Potential Improvements: The accuracy of this helical gear measurement technique can be further enhanced. Employing telecentric lenses would eliminate perspective errors and provide a constant magnification regardless of minor part placement variations. Implementing more advanced sub-pixel edge detection algorithms (e.g., using gradient interpolation or Zernike moments) would improve the precision of contour localization beyond the pixel level. Furthermore, using a motorized rotary stage to precisely flip the gear by $180^\circ$ would ensure better alignment consistency between the two image captures.
Conclusion
This article has detailed a robust and practical machine vision methodology for the non-contact measurement of the critical helical angle parameter in helical gears. By shifting the problem domain from direct 3D measurement to the comparative 2D analysis of the gear’s end faces, the method simplifies the inspection challenge. The comprehensive image processing pipeline—encompassing advanced filtering, intelligent segmentation, and morphological analysis—reliably extracts the necessary geometric primitives. The key innovation is the algorithm to determine the relative rotation angle $\gamma$ between corresponding features on the two faces, which is then used in conjunction with basic gear dimensions to compute the helical angle via a derived trigonometric relationship.

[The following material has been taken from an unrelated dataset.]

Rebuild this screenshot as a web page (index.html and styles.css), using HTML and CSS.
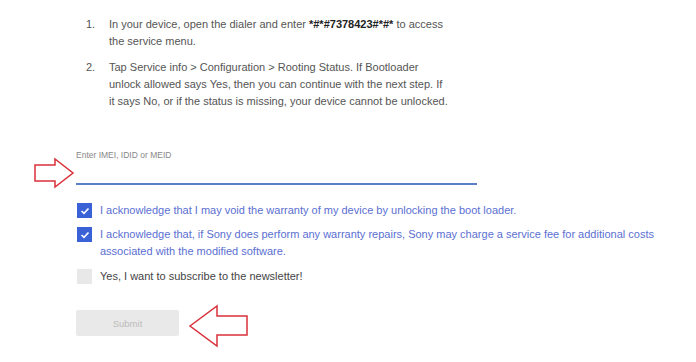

Experimental validation confirms that the method is both fast and reliable, achieving a measurement accuracy sufficient for industrial quality control purposes. The technique offers significant advantages over traditional contact methods, including speed, avoidance of surface damage, and potential for full automation. While subject to minor errors from optical and mechanical sources, these can be systematically reduced through hardware and algorithmic refinements. This approach represents a valuable contribution to the field of precision metrology for complex mechanical components like the helical gear, demonstrating how machine vision can solve intricate geometric measurement problems with efficiency and precision.